Much later, Dayton hires Deathstroke to find the Titans during the Titan Hunt storyline. Afterwards, he becomes the "Crimelord" and tries to frame Deathstroke for murder, but Dayton's identity and plans are revealed and Deathstroke is cleared of all charges.

One Year Later, Steve Dayton is revealed to have returned with the rest of the Doom Patrol. Though a member of the Patrol, he furiously writes novels (remarking that he intends to entitle the series My Greatest Adventure), supposedly spurred on by a creative streak created by the helmet. He also seems to have developed an addiction again to his helmet, as he claims that Rita is only in love with Mento and not Steve Dayton. He claims to remember his days as the Crimelord, calling them "a glitch in the helmet".

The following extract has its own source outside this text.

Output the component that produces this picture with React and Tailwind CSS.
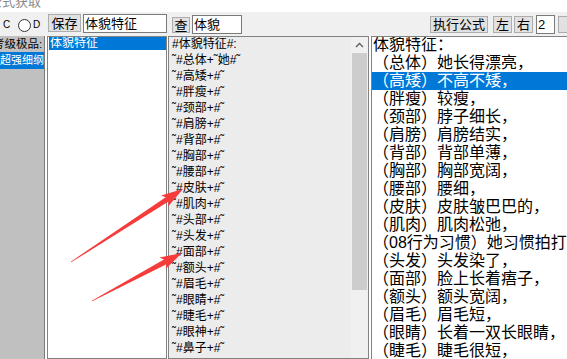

Seeing the truth about Niles Caulder, who is trying to convince Kid Devil to join the Doom Patrol by telling him that the Titans will always despise him as a freak, Dayton shakes off his addiction and finally removes the helmet. Thinking clearly again for the first time in years, he takes the control of the Doom Patrol from Caulder.

In the 2010 run of Doom Patrol, Mento is revealed to have left the Patrol, despite still being in contact with Caulder. Estranged from his wife, as his marriage failed when Rita found out how Dayton routinely used his mind-reading powers on her, he is called back by Caulder to stop an alien hive mind by using Rita as a proxy. After learning of this new violation, Rita cuts ties with Mento, blaming Caulder too for her mistreatment.

In 2011, "The New 52" rebooted the DC Universe. Steve Dayton's history with Elasti-Girl and Beast Boy remains intact. After the apparent death of Elasti-Girl, Dayton has his assistant Breuer raise Beast Boy.

In the "DC Rebirth" series Justice League: No Justice, Amanda Waller recruits Mento into Task Force XI, a group of telepaths, to combat Brainiac.

==Powers and abilities==
Steve Dayton wears a helmet of his own invention that amplifies his latent psychic powers. While wearing the helmet, he possesses telepathy, psychokinesis, intangibility, and limited mind control. While the helmet also increased Dayton's paranoia, Raven is eventually able to cure him of these side effects.

==Other versions==
===JLA: The Nail===
An alternate universe version of Mento appears in JLA: The Nail as a member of the Doom Patrol.

===Teen Titans: Earth One===
An alternate universe version of Steve Dayton appears in Teen Titans: Earth One. This version is a S.T.A.R. Labs scientist.

==In other media==
===Television===

Mento as depicted in Teen Titans

- Mento appears in the Teen Titans episode "Homecoming", voiced by Xander Berkeley. This version is the leader of the Doom Patrol.
- Mento appears in Young Justice, voiced by Scott Menville. This version is Beast Boy's legal guardian who exploits his abilities for profit despite displaying a mutual disliking towards him. After forming the Outsiders, Beast Boy is legally emancipated from Mento.
- Mento appears in the Doom Patrol episode "Doom Patrol Patrol", portrayed by Will Kemp as a young man and by Dave Bielawski as an old man. This version dated Rita Farr in 1955 and was a member of a 1950s incarnation of the Doom Patrol before they were defeated by Mr. Nobody and disbanded. As a result of the battle, Mento loses control of his powers, which Joshua Clay works to keep in check while caring for him.

===Film===
Mento appears in Justice League: Crisis on Infinite Earths.

===Video games===
Mento appears as a character summon in Scribblenauts Unmasked: A DC Comics Adventure.

===Miscellaneous===
- Mento appears in Teen Titans Go!.
- Mento appears in Batman: The Brave and the Bold #9.